Once again the fight is on for cultural institutions in Queens and across the city as leaders try to reduce proposed funding reductions of close to $30 million.
According to Tom Finkelpearl, executive director of the Queens Museum of Art (QMA), since 2008 the museum has faced reductions totaling about 50 percent. For some of the other cultural institutions in Queens, the reduction has been between 48 and 66 percent.
Last year’s budget tried to cut $18.1 million from cultural institutions, including eight in Queens, although the City Council restored $16 million. Organizations have already had layoffs, furloughs and salary and benefit reductions. For instance, last year QMA had to lay off eight people out of a staff of 40.
This April, the Queens Botanical Garden (QBG) started charging admission. Its executive director, Susan Lacerte, said that it has been very positive. She also said that everyone needs to help, which is why they are asking the public to pay admission.
“It’s important everyone participates,” she said.
While a budget cut of $29.4 million is currently being proposed, cultural groups are asking for a $20 million restoration. New York Hall of Science president and CEO Margaret Honey said they recognize that all institutions have to give something back in tough times.

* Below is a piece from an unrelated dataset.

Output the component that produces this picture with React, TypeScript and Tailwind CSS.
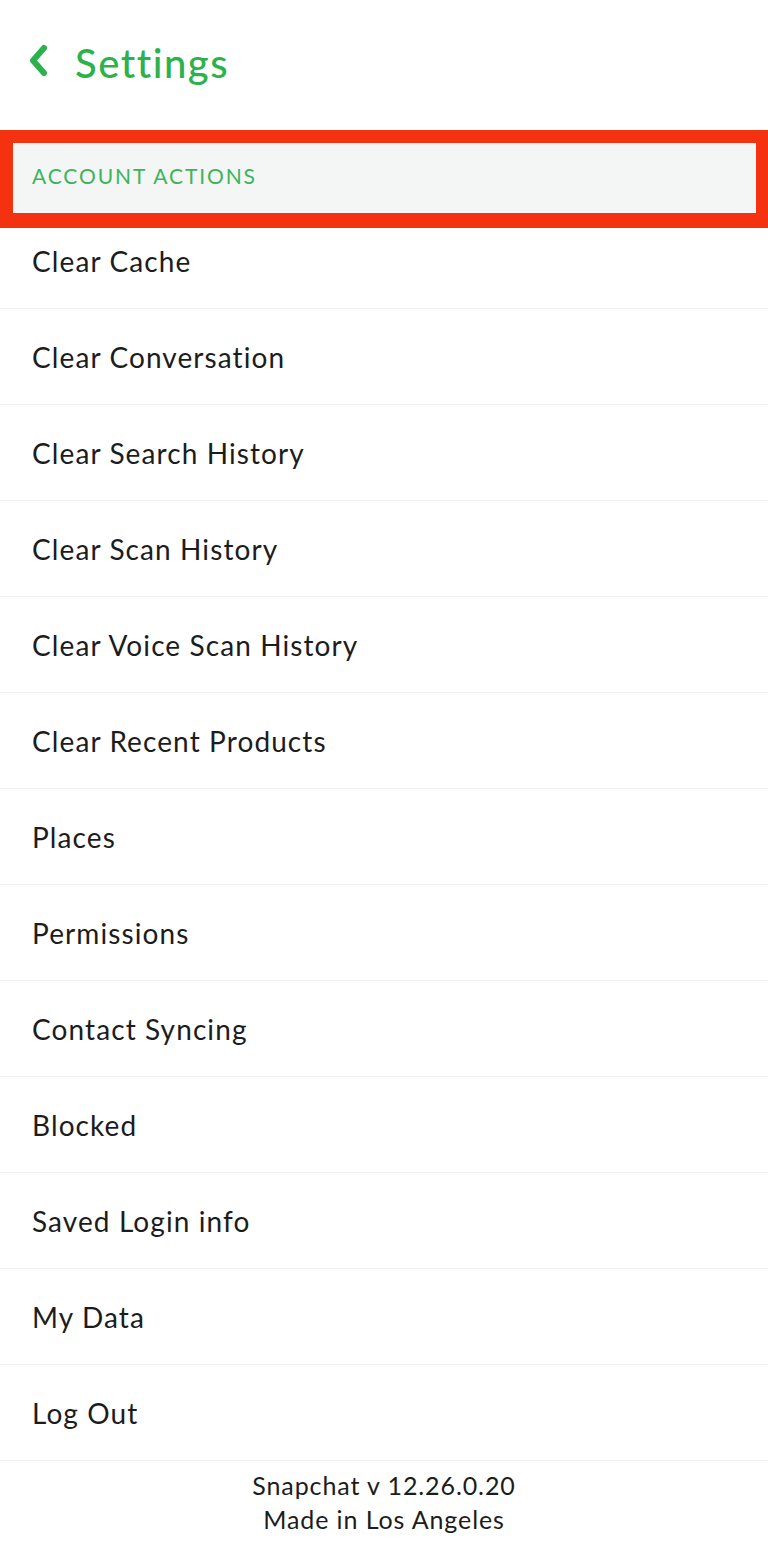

“I think the proposed cuts are very serious and if enacted would seriously impact the ability of our cultural institutions to provide the programs and services that they offer and that’s not something we want to happen,” said Queens Councilmember James Van Bramer, the chair of the Cultural Affairs, Libraries & International Intergroup Relations Committee.
Honey said that funding cuts could result in more job losses and furloughing staff. She said that these cuts would be “cutting into the core services of the organization,” such as maintenance or security. Honey noted that, although the organizations can fundraise for the programming, it is more difficult to get people to donate to operations.
Programming could also be further impacted by the latest round of proposed cuts. Finkelpearl noted that, for example, this could mean having fewer educational groups.
“This time there’s no alternative but to really cut into core programming,” Finkelpearl said. “It’s sort of a breaking situation for a lot of institutions.”
Ellen Kodadek, the executive director of Flushing Town Hall, said that it is disconcerting when members of the community have to be turned away because of budget cuts.
“We need to be there for our constituents when they need us,” Queens Theatre in the Park executive director Jeff Rosenstock said.
Some of those constituents are the many students who visit each year. Van Bramer said that, if it weren’t for these institutions and their programs, many of these children “would not be able to enjoy these kinds of experiences.”
The cuts to cultural organizations could also hurt the surrounding businesses. Van Bramer said that there is a “ripple effect,” explaining that people who visit a local theater might also go to a local restaurant.
Cultural Institution leaders have been meeting with elected officials to make them aware of the situation. Van Bramer has also been talking with his colleagues in the City Council and said that, as chair of the Cultural Affairs, Libraries & International Intergroup Relations Committee, it’s his “job…to speak up and fight on behalf of these organizations and programs.”
“We’re all driven to keep fuel in the tank,” said Rosenstock, adding that the city’s funds have been that fuel. “We can’t run on empty.”